EXERCISE DIRECTIONS >> Gather up the lines with the word "React" in them.

====== RECORDED INFORMATION

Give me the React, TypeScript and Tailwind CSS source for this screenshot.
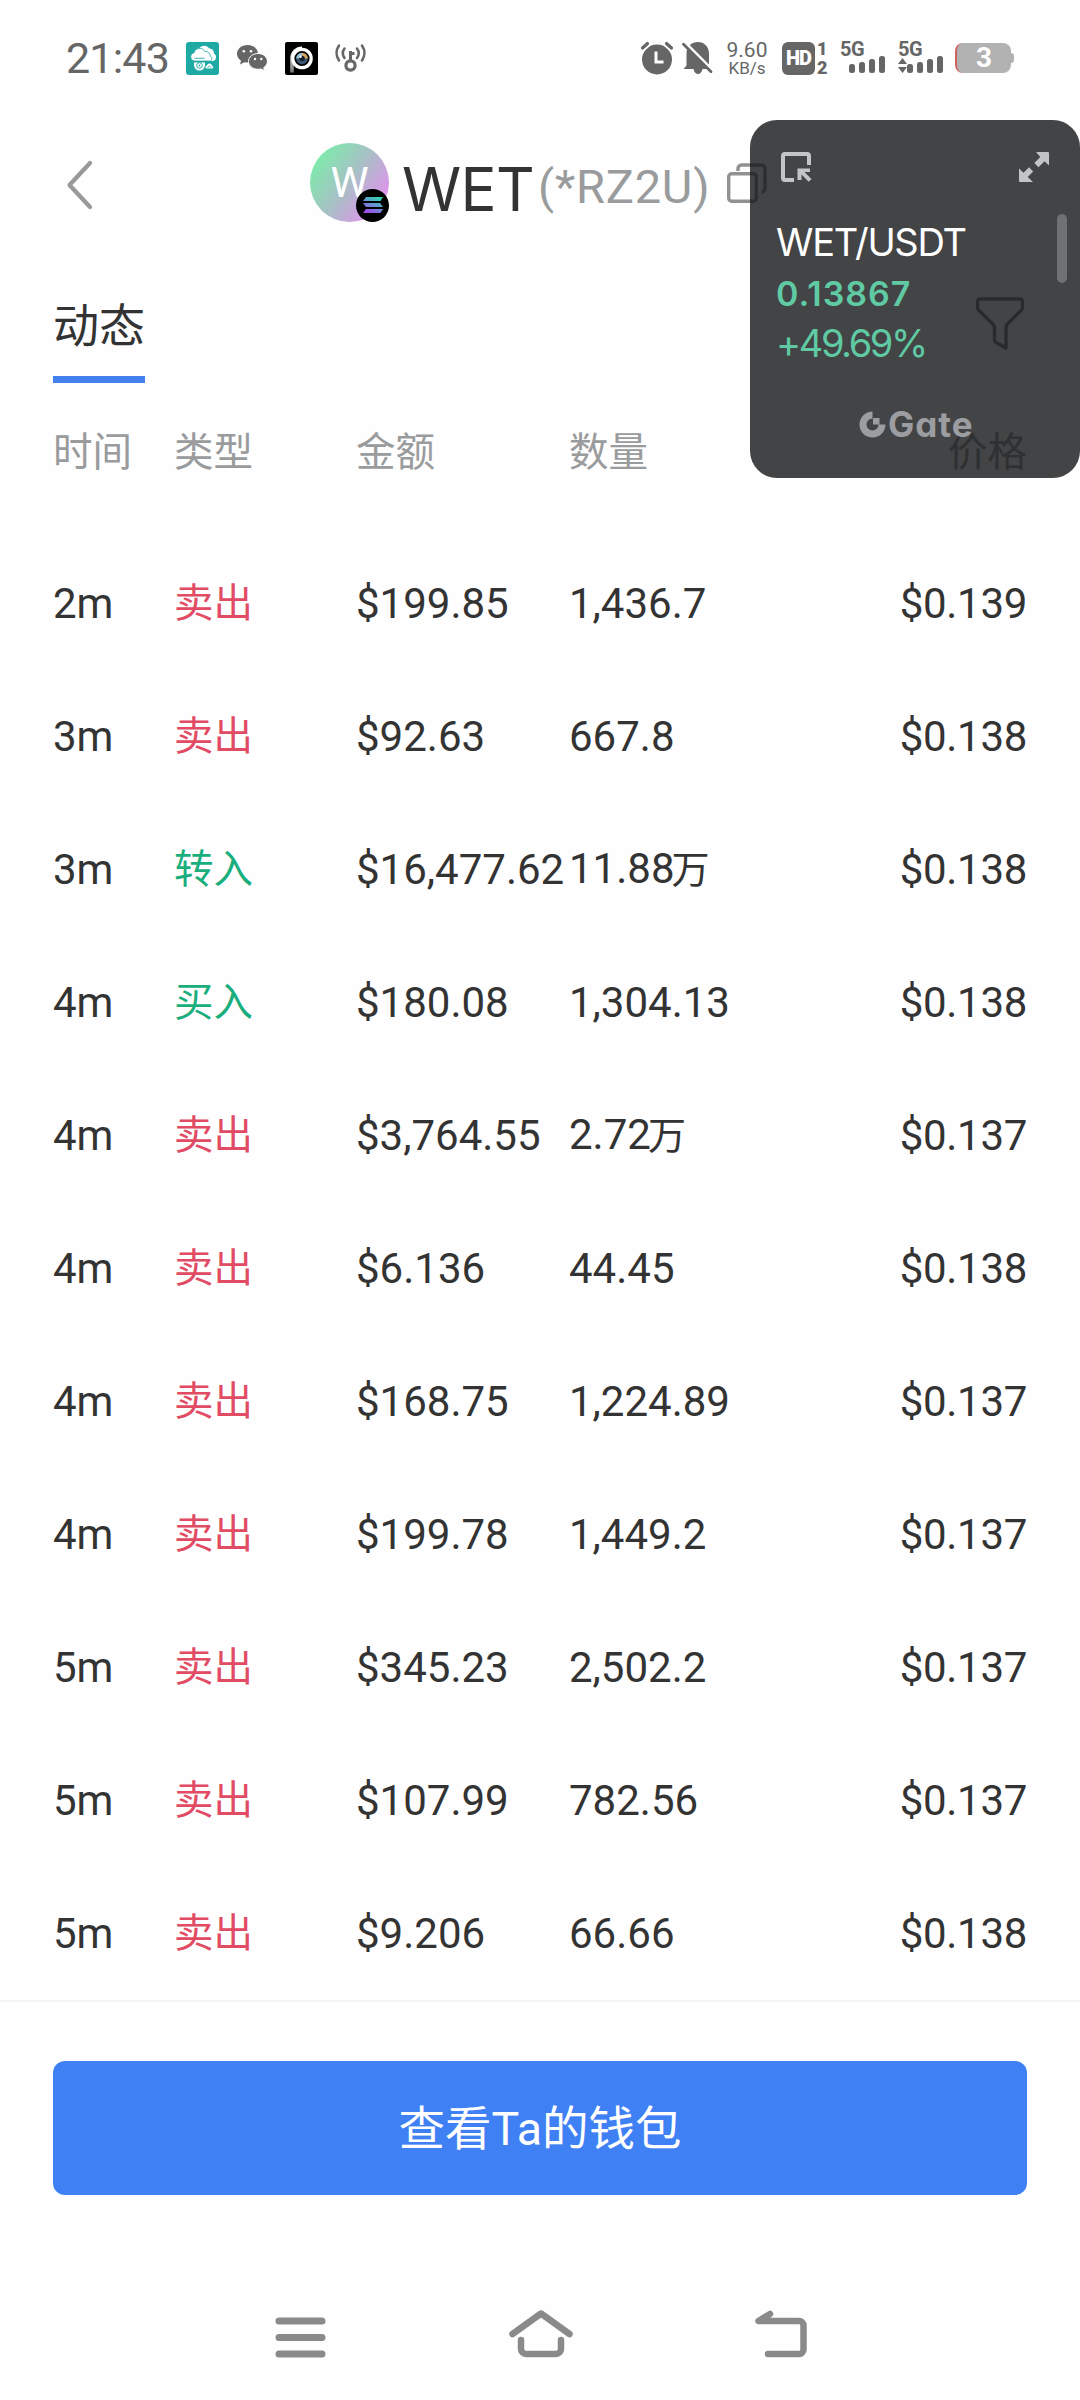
import React from 'react';

interface Trade {
  id: number;
  time: string;
  type: string;
  amount: string;
  quantity: string;
  unit?: string;
  price: string;
}

const trades: Trade[] = [
  { id: 1, time: '2m', type: '卖出', amount: '$199.85', quantity: '1,436.7', price: '$0.139' },
  { id: 2, time: '3m', type: '卖出', amount: '$92.63', quantity: '667.8', price: '$0.138' },
  { id: 3, time: '3m', type: '转入', amount: '$16,477.62', quantity: '11.88', unit: '万', price: '$0.138' },
  { id: 4, time: '4m', type: '买入', amount: '$180.08', quantity: '1,304.13', price: '$0.138' },
  { id: 5, time: '4m', type: '卖出', amount: '$3,764.55', quantity: '2.72', unit: '万', price: '$0.137' },
  { id: 6, time: '4m', type: '卖出', amount: '$6.136', quantity: '44.45', price: '$0.138' },
  { id: 7, time: '4m', type: '卖出', amount: '$168.75', quantity: '1,224.89', price: '$0.137' },
  { id: 8, time: '4m', type: '卖出', amount: '$199.78', quantity: '1,449.2', price: '$0.137' },
  { id: 9, time: '5m', type: '卖出', amount: '$345.23', quantity: '2,502.2', price: '$0.137' },
  { id: 10, time: '5m', type: '卖出', amount: '$107.99', quantity: '782.56', price: '$0.137' },
  { id: 11, time: '5m', type: '卖出', amount: '$9.206', quantity: '66.66', price: '$0.138' },
];

function SignalBars() {
  return (
    <div className="flex items-end gap-[4px]">
      {[9, 11, 14, 17].map((h) => (
        <div key={h} className="w-[6px] rounded-[2.5px] bg-[#666]" style={{ height: h }} />
      ))}
    </div>
  );
}

function StatusBar() {
  return (
    <div className="flex h-[116px] w-full items-center pl-[66px] text-[#666]">
      <span className="w-[120px] text-[43px] leading-none tracking-[-0.8px]">21:43</span>

      {/* Weather app */}
      <svg width="33" height="33" viewBox="0 0 33 33">
        <rect width="33" height="33" rx="3" fill="#1ea9a4" />
        <path d="M12 8.500a6.500 6.500 0 0 1 11.500-2a5 5 0 0 1 4.500 5a4 4 0 0 1-1 7.500h-8z" fill="#fff" />
        <path d="M8.500 19a4.200 4.200 0 0 1-.5-8.300a5.800 5.800 0 0 1 10.800-1.200a4.800 4.800 0 0 1 5.500 4.800a2.500 2.500 0 0 1 0 4.700z" fill="#fff" stroke="#1ea9a4" strokeWidth="0.8" />
        <path d="M8.500 16.300h10" stroke="#1ea9a4" strokeWidth="0.9" />
        <path d="M8 20.500h11v2.500a5.500 5.500 0 0 1-11 0z" fill="#fff" />
        <circle cx="13.500" cy="23.500" r="2.800" fill="none" stroke="#1ea9a4" strokeWidth="1" />
        <circle cx="13.500" cy="23.500" r="0.900" fill="#1ea9a4" />
        <path d="M20 26.500a2 2 0 0 1 1-3.200a2.600 2.600 0 0 1 5 .4a1.500 1.500 0 0 1 .5 2.800z" fill="#fff" />
        <path d="M21.500 25.800l2-1.800l1.800 1.800" fill="none" stroke="#1ea9a4" strokeWidth="0.900" />
      </svg>

      {/* WeChat */}
      <svg className="ml-[17px]" width="32" height="28" viewBox="0 0 32 28">
        <path d="M11.500 1C5.500 1 1 5 1 9.800c0 2.900 1.500 5.300 4 6.900L4 20.500l4.300-2.300c1.100.3 2.200.4 3.200.4C17.500 18.600 22 14.600 22 9.800S17.500 1 11.500 1z" fill="#666" />
        <path d="M22 9.500c-5.300 0-9.500 3.500-9.500 7.900s4.200 7.900 9.500 7.900c1 0 2-.1 3-.4l3.600 1.900-.9-3.200c2.200-1.400 3.700-3.600 3.700-6.200 0-4.400-4.100-7.900-9.400-7.900z" fill="#666" stroke="#fff" strokeWidth="1" />
        <circle cx="7.800" cy="7.200" r="1.300" fill="#fff" />
        <circle cx="15" cy="7.200" r="1.300" fill="#fff" />
        <circle cx="19" cy="15" r="1.200" fill="#fff" />
        <circle cx="25.300" cy="15" r="1.200" fill="#fff" />
      </svg>

      {/* Photo editor */}
      <svg className="ml-[17px]" width="33" height="33" viewBox="0 0 33 33">
        <defs>
          <linearGradient id="pstem" x1="0" y1="0" x2="0" y2="1">
            <stop offset="0" stopColor="#fff" />
            <stop offset="1" stopColor="#777" />
          </linearGradient>
        </defs>
        <rect width="33" height="33" rx="2" fill="#000" />
        <path d="M7 30.500V16a10 10 0 0 1 10-9.800" fill="none" stroke="url(#pstem)" strokeWidth="3.600" />
        <circle cx="17" cy="16.500" r="9.200" fill="none" stroke="#fff" strokeWidth="3.200" />
        <circle cx="17" cy="16.500" r="5.800" fill="#3a5670" />
        <path d="M17 10.700a5.800 5.800 0 0 1 5.800 5.800h-5.800z" fill="#d9a75c" />
        <path d="M11.200 16.500a5.800 5.800 0 0 1 5.800-5.800v5.800z" fill="#93bfd8" />
        <circle cx="17" cy="16.500" r="2.800" fill="#15202c" />
        <circle cx="15.500" cy="14.800" r="1.200" fill="#fff" />
      </svg>

      {/* Hotspot key */}
      <svg className="ml-[15px]" width="36" height="32" viewBox="0 0 36 32" fill="none" stroke="#666" strokeWidth="2.600" strokeLinecap="round">
        <path d="M6 3.500a13 13 0 0 0 0 15M11.500 6.500a8 8 0 0 0 0 9.500M29 3.500a13 13 0 0 1 0 15M24 6.500a8 8 0 0 1 0 9.500" />
        <circle cx="17.500" cy="23.500" r="4.600" strokeWidth="3.200" />
        <path d="M17.500 18.500V9M18 11.500h3.500" strokeWidth="3" strokeLinecap="butt" />
      </svg>

      {/* Alarm */}
      <svg className="ml-[271px]" width="34" height="34" viewBox="0 0 34 34">
        <circle cx="17" cy="18.500" r="15" fill="#666" />
        <path d="M2.500 7.500l5-4.500M31.500 7.500l-5-4.500" stroke="#fff" strokeWidth="6" />
        <path d="M2.500 7l5-4.500M31.500 7l-5-4.500" stroke="#666" strokeWidth="3.200" strokeLinecap="round" />
        <path d="M16 10.500v10.500h7.500" fill="none" stroke="#fff" strokeWidth="3" />
      </svg>
      {/* Muted bell */}
      <svg className="ml-[8px]" width="32" height="34" viewBox="0 0 32 34">
        <path d="M16 1c-6.500 0-11.500 4.500-11.500 11.500v12L1.500 28h10c.7 3.300 2.500 5 4.500 5s3.800-1.700 4.500-5h6.500V12.500C27 5.500 22 1 16 1z" fill="#666" />
        <path d="M2.500 1l29 29" stroke="#fff" strokeWidth="3" />
        <path d="M1.500 3.200L29 30.700" stroke="#666" strokeWidth="2.700" strokeLinecap="round" />
      </svg>

      <div className="ml-[10px] mt-[1px] flex w-[46px] flex-col items-center">
        <span className="text-[21px] leading-[20px]">9.60</span>
        <span className="text-[17px] leading-[17px]">KB/s</span>
      </div>

      <div className="ml-[12px] flex h-[33px] w-[33px] items-center justify-center rounded-[6px] bg-[#666] text-[20px] font-black leading-none tracking-[-1px] text-white">HD</div>
      <div className="ml-[2px] flex w-[12px] flex-col text-[18px] font-black leading-[19px]">
        <span>1</span>
        <span>2</span>
      </div>

      <div className="ml-[11px] flex h-[36px] w-[45px] flex-col">
        <span className="h-[16px] text-[20px] font-bold leading-[19px] tracking-[-0.5px]">5G</span>
        <div className="flex h-[17px] items-end pl-[9px]">
          <SignalBars />
        </div>
      </div>
      <div className="ml-[13px] flex h-[36px] w-[45px] flex-col">
        <span className="h-[16px] text-[20px] font-bold leading-[19px] tracking-[-0.5px]">5G</span>
        <div className="flex h-[17px] items-end">
          <svg width="9" height="15" viewBox="0 0 9 15" fill="#666">
            <path d="M4.500 0l4.500 6H0zM4.500 15l4.500-6H0z" />
          </svg>
          <SignalBars />
        </div>
      </div>

      <div className="ml-[12px] flex items-center">
        <div className="flex h-[30px] w-[56px] items-center justify-center rounded-[8px] border-l-[2px] border-l-[#d0605c] bg-[#b2b2b2] text-[28px] font-bold leading-[30px] text-white">3</div>
        <div className="h-[10px] w-[3px] rounded-r-[3px] bg-[#b2b2b2]" />
      </div>
    </div>
  );
}

function TokenHeader() {
  return (
    <div className="flex h-[132px] items-center pl-[65px]">
      <svg className="mt-[5px]" width="30" height="52" viewBox="0 0 30 52" fill="none" stroke="#999" strokeWidth="4.200" strokeLinecap="round" strokeLinejoin="round">
        <path d="M25 4L4.500 26L25 48" />
      </svg>

      <div className="relative ml-[215px] h-[79px] w-[79px] shrink-0">
        <div className="flex h-full w-full items-center justify-center rounded-full bg-[linear-gradient(125deg,#78f0a8_8%,#a9bfc6_50%,#e88df2_90%)] text-[43px] leading-none text-white">W</div>
        <div className="absolute right-0 bottom-0 flex h-[33px] w-[33px] items-center justify-center rounded-full bg-black">
          <svg width="20" height="16" viewBox="0 0 20 16">
            <defs>
              <linearGradient id="sol" x1="0.800" y1="0" x2="0.200" y2="1">
                <stop offset="0" stopColor="#2fd9b0" />
                <stop offset="0.500" stopColor="#6a8fd0" />
                <stop offset="1" stopColor="#a344ee" />
              </linearGradient>
            </defs>
            <path d="M3 0H20l-2.500 4H0zM0 6h17L20 10H3zM3 12H20l-2.500 4H0z" fill="url(#sol)" />
          </svg>
        </div>
      </div>

      <div className="ml-[13px] mt-[10px] flex items-center">
        <span className="mt-[3px] w-[136px] font-['Inter',sans-serif] text-[60px] leading-[66px] tracking-[-0.6px] text-[#333]">WET</span>
        <span className="text-[47px] leading-[66px] tracking-[0.8px] text-[#999b9d]">(*RZ2U)</span>
      </div>

      <svg className="ml-[16px] mt-[2px]" width="42" height="42" viewBox="0 0 42 42" fill="none" stroke="#8f9193" strokeWidth="3.400">
        <rect x="2.700" y="11.700" width="27.600" height="27.600" rx="3" />
        <path d="M12 9V6.500a3.500 3.500 0 0 1 3.500-3.500h20a3.500 3.500 0 0 1 3.500 3.500v20a3.500 3.500 0 0 1-3.500 3.500" />
      </svg>
    </div>
  );
}

function PriceWidget() {
  return (
    <div className="absolute top-[120px] left-[750px] h-[358px] w-[330px] rounded-[27px] bg-[rgba(20,21,22,0.8)] font-['Inter','Liberation_Sans',sans-serif]">
      <div className="flex justify-between pt-[31px] pr-[30px] pl-[30px]">
        <svg width="32" height="32" viewBox="0 0 32 32">
          <path d="M14 29H5a2 2 0 0 1-2-2V5a2 2 0 0 1 2-2h22a2 2 0 0 1 2 2v9" fill="none" stroke="#c3c4c5" strokeWidth="4" />
          <path d="M17.500 17.500h12.500v3.500h-5.500l7 7-2.800 2.800-7.200-7.200v5.500h-4z" fill="#c3c4c5" />
        </svg>
        <svg width="32" height="32" viewBox="0 0 32 32" fill="#c3c4c5">
          <path d="M18 1h12a1 1 0 0 1 1 1v12.500l-4.500-4.300-6 6-4.200-4.200 6-6zM1 17.500l4.500 4.300 5.500-5.500 4.200 4.200-5.500 5.500 5.300 5h-13a1 1 0 0 1-1-1z" />
        </svg>
      </div>
      <div className="flex justify-between pt-[31px] pr-[13px] pl-[26px]">
        <div className="flex flex-col whitespace-nowrap pt-[1px]">
          <span className="text-[38px] leading-[54px] font-normal tracking-[-1.3px] text-white">WET/USDT</span>
          <span className="text-[34px] leading-[50px] font-semibold tracking-[1px] text-[#5fcaa3]">0.13867</span>
          <span className="text-[38px] leading-[48px] font-normal tracking-[-2.4px] text-[#5fcaa3]">+49.69%</span>
        </div>
        <div className="h-[69px] w-[10px] rounded-full bg-[#707175]" />
      </div>
      <div className="flex items-center pt-[37px] pl-[109px] text-[#9b9da0]">
        <svg width="27" height="27" viewBox="0 0 27 27">
          <path d="M13.500 4a9.500 9.500 0 1 0 9.500 9.500" fill="none" stroke="#9b9da0" strokeWidth="7" />
          <rect x="14" y="7" width="6.500" height="6.500" fill="#9b9da0" />
        </svg>
        <span className="ml-[2px] text-[35px] leading-[40px] font-bold tracking-[1px] [font-feature-settings:'cv11']">Gate</span>
      </div>
    </div>
  );
}

function TradeTable() {
  return (
    <div className="px-[53px]">
      <div className="grid h-[152px] grid-cols-[121px_182px_213px_1fr] pt-[38px] text-[39.5px] leading-[60px] text-[#999b9d]">
        <span>时间</span>
        <span>类型</span>
        <span>金额</span>
        <span className="flex justify-between">
          数量<span>价格</span>
        </span>
      </div>
      {trades.map((trade) => (
        <div
          key={trade.id}
          className="grid h-[133px] grid-cols-[121px_182px_213px_1fr_auto] items-center text-[42px] leading-[50px] text-[#333]"
        >
          <span>{trade.time}</span>
          <span className={`text-[39.5px] ${trade.type === '卖出' ? 'text-[#e14b64]' : 'text-[#1aae7d]'}`}>
            {trade.type}
          </span>
          <span>{trade.amount}</span>
          <span>
            {trade.quantity}
            {trade.unit && <span className="-ml-[3px] text-[38px]">{trade.unit}</span>}
          </span>
          <span className="tracking-[-0.3px]">{trade.price}</span>
        </div>
      ))}
    </div>
  );
}

function NavigationBar() {
  return (
    <div className="flex h-[60px] items-center justify-between pr-[270px] pl-[272px]">
      <svg width="56" height="56" viewBox="0 0 56 56" stroke="#8a8a8a" strokeWidth="7" strokeLinecap="round">
        <path d="M7 12h43M7 28.500h43M7 45h43" />
      </svg>
      <svg width="70" height="56" viewBox="0 0 70 56" fill="none" stroke="#8a8a8a" strokeWidth="6.500" strokeLinecap="round" strokeLinejoin="round">
        <path d="M6.500 25L35 4.500L63.500 25M15 31v9a5 5 0 0 0 5 5h30a5 5 0 0 0 5-5v-9" />
      </svg>
      <svg width="56" height="56" viewBox="0 0 56 56" fill="none" stroke="#8a8a8a" strokeWidth="6.500" strokeLinecap="round" strokeLinejoin="round">
        <path d="M16 5L4.500 12H45a4.500 4.500 0 0 1 4.500 4.500v24a4.500 4.500 0 0 1-4.500 4.500H14" />
      </svg>
    </div>
  );
}

export default function App() {
  return (
    <div className="relative h-[2400px] w-[1080px] overflow-hidden bg-[#fefefe] font-['Roboto','Noto_Sans_CJK_SC',sans-serif]">
      <StatusBar />
      <TokenHeader />

      {/* Tab and filter */}
      <div className="flex h-[137px] items-start justify-between pr-[55px] pl-[53px] pt-[45px]">
        <div className="flex flex-col">
          <span className="h-[83px] text-[46px] leading-[66px] text-[#333]">动态</span>
          <div className="h-[7px] w-[92px] bg-[#4480ee]" />
        </div>
        <svg className="mt-[2px]" width="50" height="58" viewBox="0 0 50 58" fill="none" stroke="#7a7c7e" strokeWidth="3.400" strokeLinejoin="round">
          <path d="M5 4h40a2.500 2.500 0 0 1 2.500 2.500v5.500a5 5 0 0 1-1.500 3.500L32 29.500a4 4 0 0 0-1 2.700V53L21 47.500a3 3 0 0 1-1.500-2.600V32.500a4 4 0 0 0-1-2.700L4 15.500A5 5 0 0 1 2.500 12V6.500A2.500 2.500 0 0 1 5 4z" />
        </svg>
      </div>

      <TradeTable />

      {/* Footer action */}
      <div className="border-t-2 border-[#f4f4f4] px-[53px] pt-[59px]">
        <button className="flex h-[134px] w-full items-center justify-center rounded-[12px] bg-[#4080f5] pt-[2px] text-[46.5px] leading-none text-white">
          查看Ta的钱包
        </button>
      </div>
      <div className="pt-[112px]">
        <NavigationBar />
      </div>

      <PriceWidget />
    </div>
  );
}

============

CORRECT ANSWER >>
Give me the React, TypeScript and Tailwind CSS source for this screenshot.
import React from 'react';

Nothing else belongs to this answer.